With the new 1Password 4 for Android App you can now create your own passwords or use the password generator that 1Password offers. That feature suggests a random password for any site you need to create a new one for. The theory is you create one unguessable Master Password and let 1Password do the rest. 1Password protects your sensitive data with military grade 256­-bit AES encryption. For those who use 1Password on multiple devices and platforms you can sync any changes you make to other 1Password clients via Dropbox. If you don’t want your encrypted password data stored in the Cloud you can choose to store it locally on your device.

Similar to the iOS version, there’s an integrated web browser that automatically logs you into websites with one tap. You can also create favorites that you need to access most often. And also similar to iOS (at least at the moment) you won’t be able to directly interact with 1Password in another browser for inserting passwords. You still need to copy the password info from 1Password and paste it into the website form you are accessing. In case you are worried about prying eyes looking over your shoulder 1Password allows you to copy that password without revealing it. 1Password also allows you to reveal the password if you need to. Hints suggest that Apple’s iOS 8 may allow that interoperability when it releases this fall.

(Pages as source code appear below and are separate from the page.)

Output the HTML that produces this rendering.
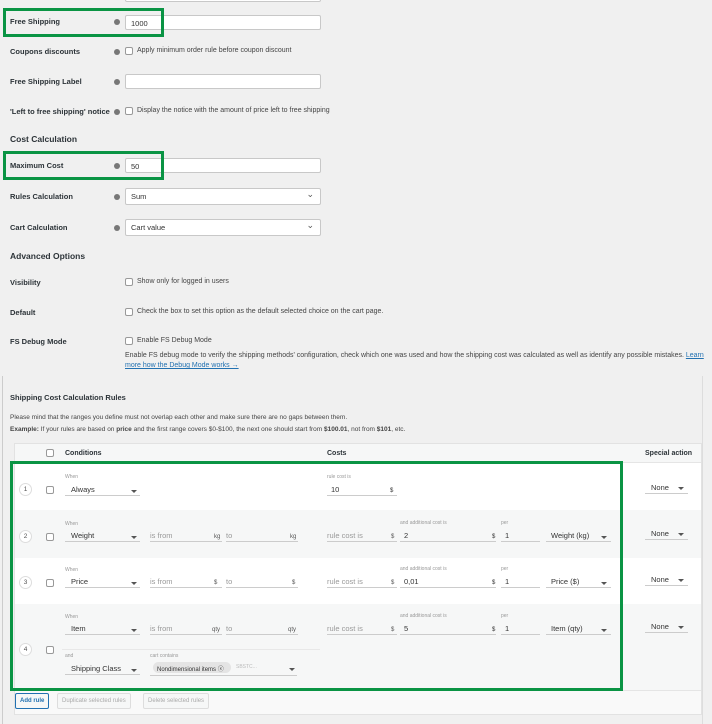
<!DOCTYPE html>
<html><head><meta charset="utf-8"><style>
*{box-sizing:border-box;margin:0;padding:0}
body{width:712px;height:724px;background:#f0f0f0;font-family:"Liberation Sans",sans-serif;color:#1d2327;position:relative;overflow:hidden}
.a{position:absolute;white-space:nowrap}
.lb{font-size:7.5px;font-weight:bold;color:#2c3338}
.h{font-size:8.5px;font-weight:bold;color:#2c3338}
.q{width:6px;height:6px;border-radius:50%;background:#777}
.in{background:#fff;border:1px solid #c8c8c8;border-radius:2px;height:15px;font-size:7.5px;padding:3px 5px;color:#333}
.cb{width:8px;height:8px;border:1px solid #999;border-radius:2px;background:#fff}
.t{font-size:7px;color:#444}
.g{border:3px solid #0a9444;position:absolute}
.sel::after{content:"⌄";position:absolute;right:6px;top:0px;font-size:9px;color:#555}
.sm{font-size:5px;color:#999}
.ul{border-bottom:1px solid #ccc;height:13px;font-size:7.5px;color:#333;padding-top:2px}
.ul span{top:5px}
.ph{color:#999}
.arr{width:0;height:0;border-left:3px solid transparent;border-right:3px solid transparent;border-top:3px solid #555;position:absolute}
.num{width:13px;height:13px;border:1px solid #ddd;border-radius:50%;background:#fff;font-size:6.5px;text-align:center;line-height:11px;color:#555}
.btn{font-size:6px;border:1px solid #ddd;border-radius:2px;padding:4px 4px;color:#aaa;background:#f6f7f7}
</style></head><body>
<div class="a in" style="left:125px;top:-10px;width:196px;height:12px"></div>

<div class="a lb" style="left:10px;top:17px">Free Shipping</div><div class="a q" style="left:114px;top:19px"></div>
<div class="a in" style="left:125px;top:15px;width:196px">1000</div>
<div class="g" style="left:3px;top:8px;width:161px;height:29px"></div>

<div class="a lb" style="left:10px;top:47px">Coupons discounts</div><div class="a q" style="left:114px;top:49px"></div>
<div class="a cb" style="left:125px;top:47px"></div><div class="a t" style="left:137px;top:47px">Apply minimum order rule before coupon discount</div>

<div class="a lb" style="left:10px;top:77px">Free Shipping Label</div><div class="a q" style="left:114px;top:79px"></div>
<div class="a in" style="left:125px;top:74px;width:196px"></div>

<div class="a lb" style="left:10px;top:107px">'Left to free shipping' notice</div><div class="a q" style="left:114px;top:109px"></div>
<div class="a cb" style="left:125px;top:107px"></div><div class="a t" style="left:137px;top:107px">Display the notice with the amount of price left to free shipping</div>

<div class="a h" style="left:10px;top:134px">Cost Calculation</div>
<div class="a lb" style="left:10px;top:161px">Maximum Cost</div><div class="a q" style="left:114px;top:163px"></div>
<div class="a in" style="left:125px;top:158px;width:196px">50</div>
<div class="g" style="left:3px;top:151px;width:161px;height:29px"></div>

<div class="a lb" style="left:10px;top:192px">Rules Calculation</div><div class="a q" style="left:114px;top:194px"></div>
<div class="a in sel" style="left:125px;top:188px;width:196px;height:17px">Sum</div>
<div class="a lb" style="left:10px;top:223px">Cart Calculation</div><div class="a q" style="left:114px;top:225px"></div>
<div class="a in sel" style="left:125px;top:219px;width:196px;height:17px">Cart value</div>

<div class="a h" style="left:10px;top:251px">Advanced Options</div>
<div class="a lb" style="left:10px;top:278px">Visibility</div>
<div class="a cb" style="left:125px;top:278px"></div><div class="a t" style="left:137px;top:278px">Show only for logged in users</div>
<div class="a lb" style="left:10px;top:308px">Default</div>
<div class="a cb" style="left:125px;top:308px"></div><div class="a t" style="left:137px;top:308px">Check the box to set this option as the default selected choice on the cart page.</div>
<div class="a lb" style="left:10px;top:337px">FS Debug Mode</div>
<div class="a cb" style="left:125px;top:337px"></div><div class="a t" style="left:137px;top:337px">Enable FS Debug Mode</div>
<div class="a t" style="left:125px;top:352px">Enable FS debug mode to verify the shipping methods' configuration, check which one was used and how the shipping cost was calculated as well as identify any possible mistakes. <span style="color:#2271b1;text-decoration:underline">Learn</span></div>
<div class="a t" style="left:125px;top:362px;color:#2271b1;text-decoration:underline">more how the Debug Mode works →</div>

<div class="a" style="left:2px;top:376px;width:701px;height:348px;border-left:1px solid #ccc;border-right:1px solid #ddd;background:#f0f0f0"></div>
<div class="a lb" style="left:10px;top:393px">Shipping Cost Calculation Rules</div>
<div class="a t" style="left:10px;top:414px;font-size:6.5px">Please mind that the ranges you define must not overlap each other and make sure there are no gaps between them.</div>
<div class="a t" style="left:10px;top:426px;font-size:6.5px"><b>Example:</b> If your rules are based on <b>price</b> and the first range covers $0-$100, the next one should start from <b>$100.01</b>, not from <b>$101</b>, etc.</div>

<div class="a" style="left:14px;top:443px;width:688px;height:272px;background:#fff;border:1px solid #e2e2e2"></div>
<div class="a" style="left:15px;top:444px;width:686px;height:19px;background:#f6f7f7;border-bottom:1px solid #e5e5e5"></div>
<div class="a cb" style="left:46px;top:449px"></div>
<div class="a lb" style="left:65px;top:450px;font-size:7px">Conditions</div>
<div class="a lb" style="left:327px;top:450px;font-size:7px">Costs</div>
<div class="a lb" style="left:645px;top:450px;font-size:7px">Special action</div>

<div class="a" style="left:15px;top:510px;width:686px;height:48px;background:#f6f7f7"></div>
<div class="a" style="left:15px;top:604px;width:686px;height:86px;background:#f6f7f7"></div>
<div class="a" style="left:15px;top:690px;width:686px;height:24px;background:#f9f9f9;border-top:1px solid #e5e5e5"></div>

<!-- row 1 -->
<div class="a num" style="left:19px;top:483px">1</div><div class="a cb" style="left:46px;top:486px"></div>
<div class="a sm" style="left:65px;top:474px">When</div>
<div class="a ul" style="left:65px;top:483px;width:75px;padding-left:6px">Always</div><div class="arr" style="left:131px;top:490px"></div>
<div class="a sm" style="left:327px;top:474px">rule cost is</div>
<div class="a ul" style="left:327px;top:483px;width:70px;padding-left:4px">10<span style="position:absolute;left:63px;font-size:6px">$</span></div>
<div class="a ul" style="left:645px;top:481px;width:43px;padding-left:6px">None</div><div class="arr" style="left:678px;top:487px"></div>

<!-- row 2 -->
<div class="a num" style="left:19px;top:530px">2</div><div class="a cb" style="left:46px;top:533px"></div>
<div class="a sm" style="left:65px;top:521px">When</div>
<div class="a ul" style="left:65px;top:529px;width:75px;padding-left:6px">Weight</div><div class="arr" style="left:131px;top:536px"></div>
<div class="a ul ph" style="left:150px;top:529px;width:72px">is from<span style="position:absolute;left:64px;font-size:6px;color:#555">kg</span></div>
<div class="a ul ph" style="left:226px;top:529px;width:72px">to<span style="position:absolute;left:64px;font-size:6px;color:#555">kg</span></div>
<div class="a ul ph" style="left:327px;top:529px;width:70px">rule cost is<span style="position:absolute;left:64px;font-size:6px;color:#555">$</span></div>
<div class="a sm" style="left:400px;top:520px">and additional cost is</div>
<div class="a ul" style="left:400px;top:529px;width:96px;padding-left:4px">2<span style="position:absolute;left:92px;font-size:6px">$</span></div>
<div class="a sm" style="left:501px;top:520px">per</div>
<div class="a ul" style="left:501px;top:529px;width:39px;padding-left:4px">1</div>
<div class="a ul" style="left:546px;top:529px;width:65px;padding-left:5px">Weight (kg)</div><div class="arr" style="left:601px;top:536px"></div>
<div class="a ul" style="left:645px;top:527px;width:43px;padding-left:6px">None</div><div class="arr" style="left:678px;top:533px"></div>

<!-- row 3 -->
<div class="a num" style="left:19px;top:576px">3</div><div class="a cb" style="left:46px;top:579px"></div>
<div class="a sm" style="left:65px;top:567px">When</div>
<div class="a ul" style="left:65px;top:575px;width:75px;padding-left:6px">Price</div><div class="arr" style="left:131px;top:582px"></div>
<div class="a ul ph" style="left:150px;top:575px;width:72px">is from<span style="position:absolute;left:64px;font-size:6px;color:#555">$</span></div>
<div class="a ul ph" style="left:226px;top:575px;width:72px">to<span style="position:absolute;left:66px;font-size:6px;color:#555">$</span></div>
<div class="a ul ph" style="left:327px;top:575px;width:70px">rule cost is<span style="position:absolute;left:64px;font-size:6px;color:#555">$</span></div>
<div class="a sm" style="left:400px;top:566px">and additional cost is</div>
<div class="a ul" style="left:400px;top:575px;width:96px;padding-left:4px">0,01<span style="position:absolute;left:92px;font-size:6px">$</span></div>
<div class="a sm" style="left:501px;top:566px">per</div>
<div class="a ul" style="left:501px;top:575px;width:39px;padding-left:4px">1</div>
<div class="a ul" style="left:546px;top:575px;width:65px;padding-left:5px">Price ($)</div><div class="arr" style="left:601px;top:582px"></div>
<div class="a ul" style="left:645px;top:573px;width:43px;padding-left:6px">None</div><div class="arr" style="left:678px;top:579px"></div>

<!-- row 4 -->
<div class="a num" style="left:19px;top:643px">4</div><div class="a cb" style="left:46px;top:646px"></div>
<div class="a sm" style="left:65px;top:614px">When</div>
<div class="a ul" style="left:65px;top:622px;width:75px;padding-left:6px">Item</div><div class="arr" style="left:131px;top:629px"></div>
<div class="a ul ph" style="left:150px;top:622px;width:72px">is from<span style="position:absolute;left:62px;font-size:6px;color:#555">qty</span></div>
<div class="a ul ph" style="left:226px;top:622px;width:72px">to<span style="position:absolute;left:62px;font-size:6px;color:#555">qty</span></div>
<div class="a ul ph" style="left:327px;top:622px;width:70px">rule cost is<span style="position:absolute;left:64px;font-size:6px;color:#555">$</span></div>
<div class="a sm" style="left:400px;top:613px">and additional cost is</div>
<div class="a ul" style="left:400px;top:622px;width:96px;padding-left:4px">5<span style="position:absolute;left:92px;font-size:6px">$</span></div>
<div class="a sm" style="left:501px;top:613px">per</div>
<div class="a ul" style="left:501px;top:622px;width:39px;padding-left:4px">1</div>
<div class="a ul" style="left:546px;top:622px;width:65px;padding-left:5px">Item (qty)</div><div class="arr" style="left:601px;top:629px"></div>
<div class="a ul" style="left:645px;top:620px;width:43px;padding-left:6px">None</div><div class="arr" style="left:678px;top:626px"></div>
<div class="a" style="left:62px;top:649px;width:258px;border-top:1px solid #e8e8e8"></div>
<div class="a sm" style="left:65px;top:653px">and</div>
<div class="a ul" style="left:65px;top:662px;width:75px;padding-left:6px">Shipping Class</div><div class="arr" style="left:131px;top:669px"></div>
<div class="a sm" style="left:150px;top:653px">cart contains</div>
<div class="a" style="left:150px;top:662px;width:147px;height:14px;border-bottom:1px solid #ccc"></div>
<div class="a" style="left:153px;top:662px;width:78px;height:11px;background:#e4e4e4;border-radius:6px;font-size:6px;padding:2px 4px;color:#333">Nondimensional items ⓧ</div>
<div class="a" style="left:236px;top:664px;font-size:5px;color:#bbb">SBSTC...</div>
<div class="arr" style="left:289px;top:668px"></div>

<div class="g" style="left:10px;top:461px;width:613px;height:230px"></div>

<div class="a btn" style="left:15px;top:693px;border-color:#2271b1;color:#2271b1;background:#f6f7f7;font-weight:bold">Add rule</div>
<div class="a btn" style="left:57px;top:693px">Duplicate selected rules</div>
<div class="a btn" style="left:143px;top:693px">Delete selected rules</div>
</body></html>
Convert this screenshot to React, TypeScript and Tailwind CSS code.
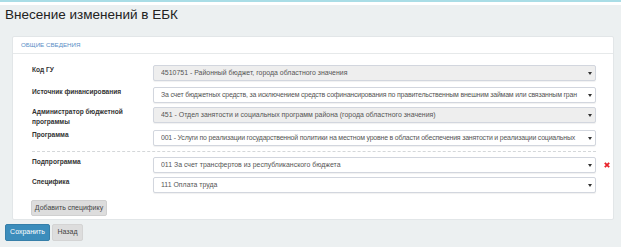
import React from "react";

const Arrow = () => (
  <svg width="4" height="3" viewBox="0 0 4 3" className="shrink-0">
    <path d="M0 0 L4 0 L2 3 Z" fill="#333" />
  </svg>
);

const Select = ({ text, disabled, tight }: { text: string; disabled?: boolean; tight?: boolean }) => (
  <div
    className={`w-[443px] h-[16px] flex items-center pl-[7px] pr-[3px] border border-[#d2d6de] rounded-[2px] shadow-[0_1px_1px_rgba(0,0,0,0.06)] ${
      disabled ? "bg-[#eeeeee]" : "bg-white"
    }`}
  >
    <span
      className={`flex-1 min-w-0 mr-[8px] text-[6.95px] leading-[10px] text-[#555] whitespace-nowrap overflow-hidden ${
        tight ? "tracking-[-0.19px]" : ""
      }`}
    >
      {text}
    </span>
    <Arrow />
  </div>
);

const Row = ({
  label,
  text,
  disabled,
  remove,
  tight,
  cls,
}: {
  label: React.ReactNode;
  text: string;
  disabled?: boolean;
  remove?: boolean;
  tight?: boolean;
  cls?: string;
}) => (
  <div className={`flex items-start ${cls ?? ""}`}>
    <div className="w-[121px] text-[6.6px] leading-[10px] font-bold text-[#333]">{label}</div>
    <Select text={text} disabled={disabled} tight={tight} />
    {remove && (
      <svg width="6" height="6" viewBox="0 0 6 6" className="ml-[8px] mt-[5px]">
        <path d="M0.8 0.8 L5.2 5.2 M5.2 0.8 L0.8 5.2" stroke="#e8222a" strokeWidth="1.8" />
      </svg>
    )}
  </div>
);

export default function App() {
  return (
    <div className="w-[624px] h-[247px] bg-white overflow-hidden font-['Liberation_Sans',Arial,sans-serif]">
      <div className="w-[621px] h-[2px] bg-[#a9dde6]" />
      <div className="mt-[3px] w-[621px] h-[242px] bg-[#ecf0f1] pt-[2px] pl-[5px]">
        <h1 className="text-[13.5px] leading-[16px] text-[#222] font-normal">Внесение изменений в ЕБК</h1>
        <div className="mt-[13px] ml-[7px] w-[602px] h-[184px] bg-white border border-[#e2e6e8] rounded-[2px]">
          <div className="h-[17px] border-b border-[#e6e9ea] pl-[8px] flex items-center">
            <span className="text-[6.2px] text-[#5b8fc6] uppercase">Общие сведения</span>
          </div>
          <div className="pl-[19px] pt-[11px]">
            <Row label="Код ГУ" text="4510751 - Районный бюджет, города областного значения" disabled />
            <Row
              cls="mt-[6px]"
              tight
              label="Источник финансирования"
              text="За счет бюджетных средств, за исключением средств софинансирования по правительственным внешним займам или связанным гран"
            />
            <Row
              cls="mt-[4px]"
              label={<>Администратор бюджетной<br />программы</>}
              text="451 - Отдел занятости и социальных программ района (города областного значения)"
              disabled
            />
            <Row
              cls="mt-[3px]"
              tight
              label="Программа"
              text="001 - Услуги по реализации государственной политики на местном уровне в области обеспечения занятости и реализации социальных"
            />
            <div className="mt-[5px] w-[564px] border-t border-dashed border-[#d4d7d9]" />
            <Row cls="mt-[5px]" label="Подпрограмма" text="011 За счет трансфертов из республиканского бюджета" remove />
            <Row cls="mt-[4px]" label="Специфика" text="111 Оплата труда" />
            <button className="mt-[5px] -ml-[1px] w-[76px] h-[16px] bg-[#dddddd] border border-[#d0d0d0] rounded-[2px] text-[7px] text-[#444]">
              Добавить специфику
            </button>
          </div>
        </div>
        <div className="mt-[4px] flex gap-[2px]">
          <button className="w-[45px] h-[17px] bg-[#3c8dbc] border border-[#367fa9] rounded-[2px] text-[7px] text-white">
            Сохранить
          </button>
          <button className="w-[31px] h-[17px] bg-[#dddddd] border border-[#d4d4d4] rounded-[2px] text-[7px] text-[#444]">
            Назад
          </button>
        </div>
      </div>
    </div>
  );
}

1Password can be a storage vault for more than just passwords if that’s your druthers. You can store passport info, secure notes, server info, your social security number, software license information, and a host of other different categories of data, making 1Password your digital storage locker for information you might need to get to frequently or infrequently. For information you need to access infrequently that functionality can come in really handy. As long as you don’t forget your Master Password of course.

Here’s an interesting security feature difference between the iOS and Android versions of 1Password. On iOS you (or someone else) can take a screen shot of any screen, even one with a revealed password. In the Android version any attempt to take a screen shot brings up a message that says “Unable to capture screen. DRM protected image.” So, that’s a layer of security the Android version has that iOS does not.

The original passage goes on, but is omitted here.